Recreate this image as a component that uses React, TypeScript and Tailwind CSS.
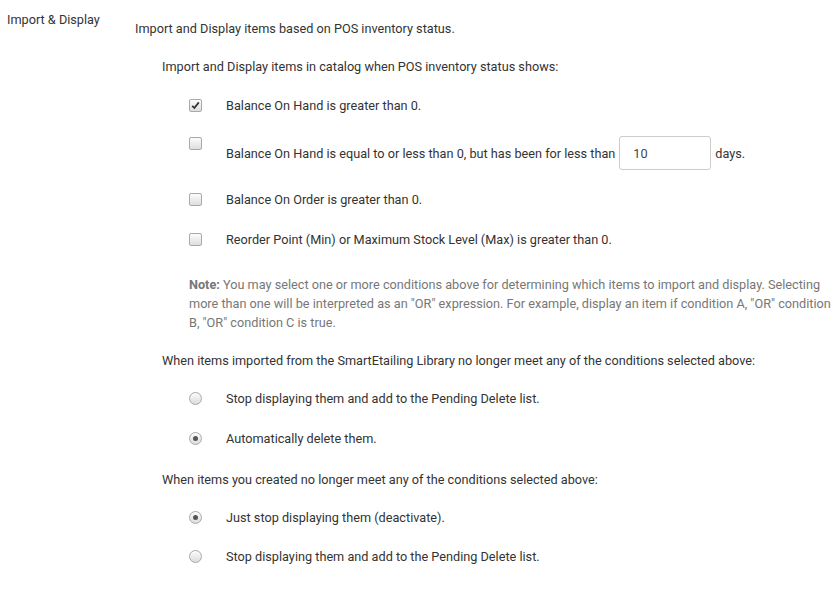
import React from 'react';

// Import & Display settings: POS inventory rules for catalog items.

function Box({ checked }: { checked?: boolean }) {
  return (
    <span className="flex h-[13px] w-[13px] shrink-0 items-center justify-center rounded-[2px] border border-[#a9a9a9] bg-gradient-to-b from-[#fcfcfc] to-[#dedede]">
      {checked ? (
        <svg width="9" height="9" viewBox="0 0 9 9">
          <path d="M1.2 4.8 L3.4 7 L7.8 1.4" fill="none" stroke="#333" strokeWidth="1.8" />
        </svg>
      ) : null}
    </span>
  );
}

function Radio({ checked }: { checked?: boolean }) {
  return (
    <span className="flex h-[13px] w-[13px] shrink-0 items-center justify-center rounded-full border border-[#a9a9a9] bg-gradient-to-b from-[#fcfcfc] to-[#dcdcdc]">
      {checked ? <span className="h-[5px] w-[5px] rounded-full bg-[#555]" /> : null}
    </span>
  );
}

function Row({ control, children }: { control: React.ReactNode; children: React.ReactNode }) {
  return (
    <div className="flex items-center">
      <span className="flex w-[64px] shrink-0 pl-[27px]">{control}</span>
      <span>{children}</span>
    </div>
  );
}

export default function App() {
  return (
    <div className="flex h-[604px] w-[836px] bg-white text-[12.7px] leading-[19px] text-[#333]" style={{ fontFamily: 'Roboto, "Liberation Sans", sans-serif' }}>
      <div className="w-[135px] shrink-0 pl-[7px] pt-[10px]">Import &amp; Display</div>
      <div className="pt-[19px]">
        <p>Import and Display items based on POS inventory status.</p>
        <div className="pl-[27px]">
          <p className="mt-[19px]">Import and Display items in catalog when POS inventory status shows:</p>
          <div className="mt-[20px] flex flex-col">
            <Row control={<Box checked />}>Balance On Hand is greater than 0.</Row>
            <div className="mt-[21px] flex items-start">
              <span className="flex w-[64px] shrink-0 pl-[27px] pt-[1px]">
                <Box />
              </span>
              <span className="flex items-center">
                Balance On Hand is equal to or less than 0, but has been for less than
                <span className="ml-[4px] flex h-[34px] w-[92px] items-center rounded-[3px] border border-[#ccc] px-[13px] text-[#444]">10</span>
                <span className="ml-[4px]">days.</span>
              </span>
            </div>
            <div className="mt-[20px]">
              <Row control={<Box />}>Balance On Order is greater than 0.</Row>
            </div>
            <div className="mt-[21px]">
              <Row control={<Box />}>Reorder Point (Min) or Maximum Stock Level (Max) is greater than 0.</Row>
            </div>
          </div>
          <p className="mt-[26px] pl-[27px] text-[#777]">
            <b className="font-bold">Note:</b> You may select one or more conditions above for determining which items to import and display. Selecting more than one will be interpreted as an "OR" expression. For example, display an item if condition A, "OR" condition B, "OR" condition C is true.
          </p>
          <p className="mt-[19px]">When items imported from the SmartEtailing Library no longer meet any of the conditions selected above:</p>
          <div className="mt-[19px] flex flex-col gap-[21px]">
            <Row control={<Radio />}>Stop displaying them and add to the Pending Delete list.</Row>
            <Row control={<Radio checked />}>Automatically delete them.</Row>
          </div>
          <p className="mt-[22px]">When items you created no longer meet any of the conditions selected above:</p>
          <div className="mt-[19px] flex flex-col gap-[20px]">
            <Row control={<Radio checked />}>Just stop displaying them (deactivate).</Row>
            <Row control={<Radio />}>Stop displaying them and add to the Pending Delete list.</Row>
          </div>
        </div>
      </div>
    </div>
  );
}
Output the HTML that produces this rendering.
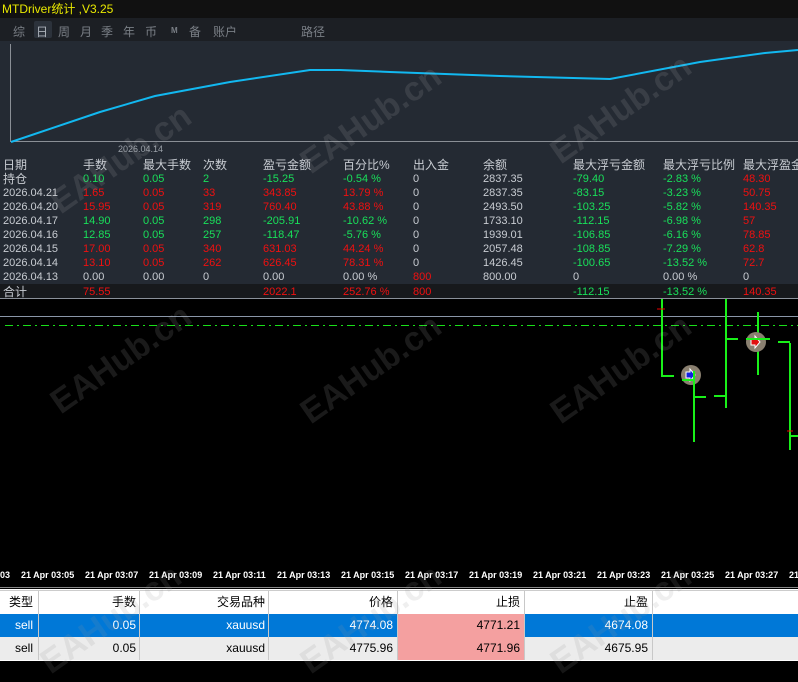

—————

* **PROBLEM DESCRIPTION**
The records above need to be given again exactly. Omit the pictures.

* **ANSWER IN FULL**
Recreate this image as a component that uses React, TypeScript and Tailwind CSS.
import React from 'react';

// Import & Display settings: POS inventory rules for catalog items.

function Box({ checked }: { checked?: boolean }) {
  return (
    <span className="flex h-[13px] w-[13px] shrink-0 items-center justify-center rounded-[2px] border border-[#a9a9a9] bg-gradient-to-b from-[#fcfcfc] to-[#dedede]">
      {checked ? (
        <svg width="9" height="9" viewBox="0 0 9 9">
          <path d="M1.2 4.8 L3.4 7 L7.8 1.4" fill="none" stroke="#333" strokeWidth="1.8" />
        </svg>
      ) : null}
    </span>
  );
}

function Radio({ checked }: { checked?: boolean }) {
  return (
    <span className="flex h-[13px] w-[13px] shrink-0 items-center justify-center rounded-full border border-[#a9a9a9] bg-gradient-to-b from-[#fcfcfc] to-[#dcdcdc]">
      {checked ? <span className="h-[5px] w-[5px] rounded-full bg-[#555]" /> : null}
    </span>
  );
}

function Row({ control, children }: { control: React.ReactNode; children: React.ReactNode }) {
  return (
    <div className="flex items-center">
      <span className="flex w-[64px] shrink-0 pl-[27px]">{control}</span>
      <span>{children}</span>
    </div>
  );
}

export default function App() {
  return (
    <div className="flex h-[604px] w-[836px] bg-white text-[12.7px] leading-[19px] text-[#333]" style={{ fontFamily: 'Roboto, "Liberation Sans", sans-serif' }}>
      <div className="w-[135px] shrink-0 pl-[7px] pt-[10px]">Import &amp; Display</div>
      <div className="pt-[19px]">
        <p>Import and Display items based on POS inventory status.</p>
        <div className="pl-[27px]">
          <p className="mt-[19px]">Import and Display items in catalog when POS inventory status shows:</p>
          <div className="mt-[20px] flex flex-col">
            <Row control={<Box checked />}>Balance On Hand is greater than 0.</Row>
            <div className="mt-[21px] flex items-start">
              <span className="flex w-[64px] shrink-0 pl-[27px] pt-[1px]">
                <Box />
              </span>
              <span className="flex items-center">
                Balance On Hand is equal to or less than 0, but has been for less than
                <span className="ml-[4px] flex h-[34px] w-[92px] items-center rounded-[3px] border border-[#ccc] px-[13px] text-[#444]">10</span>
                <span className="ml-[4px]">days.</span>
              </span>
            </div>
            <div className="mt-[20px]">
              <Row control={<Box />}>Balance On Order is greater than 0.</Row>
            </div>
            <div className="mt-[21px]">
              <Row control={<Box />}>Reorder Point (Min) or Maximum Stock Level (Max) is greater than 0.</Row>
            </div>
          </div>
          <p className="mt-[26px] pl-[27px] text-[#777]">
            <b className="font-bold">Note:</b> You may select one or more conditions above for determining which items to import and display. Selecting more than one will be interpreted as an "OR" expression. For example, display an item if condition A, "OR" condition B, "OR" condition C is true.
          </p>
          <p className="mt-[19px]">When items imported from the SmartEtailing Library no longer meet any of the conditions selected above:</p>
          <div className="mt-[19px] flex flex-col gap-[21px]">
            <Row control={<Radio />}>Stop displaying them and add to the Pending Delete list.</Row>
            <Row control={<Radio checked />}>Automatically delete them.</Row>
          </div>
          <p className="mt-[22px]">When items you created no longer meet any of the conditions selected above:</p>
          <div className="mt-[19px] flex flex-col gap-[20px]">
            <Row control={<Radio checked />}>Just stop displaying them (deactivate).</Row>
            <Row control={<Radio />}>Stop displaying them and add to the Pending Delete list.</Row>
          </div>
        </div>
      </div>
    </div>
  );
}
Output the HTML that produces this rendering.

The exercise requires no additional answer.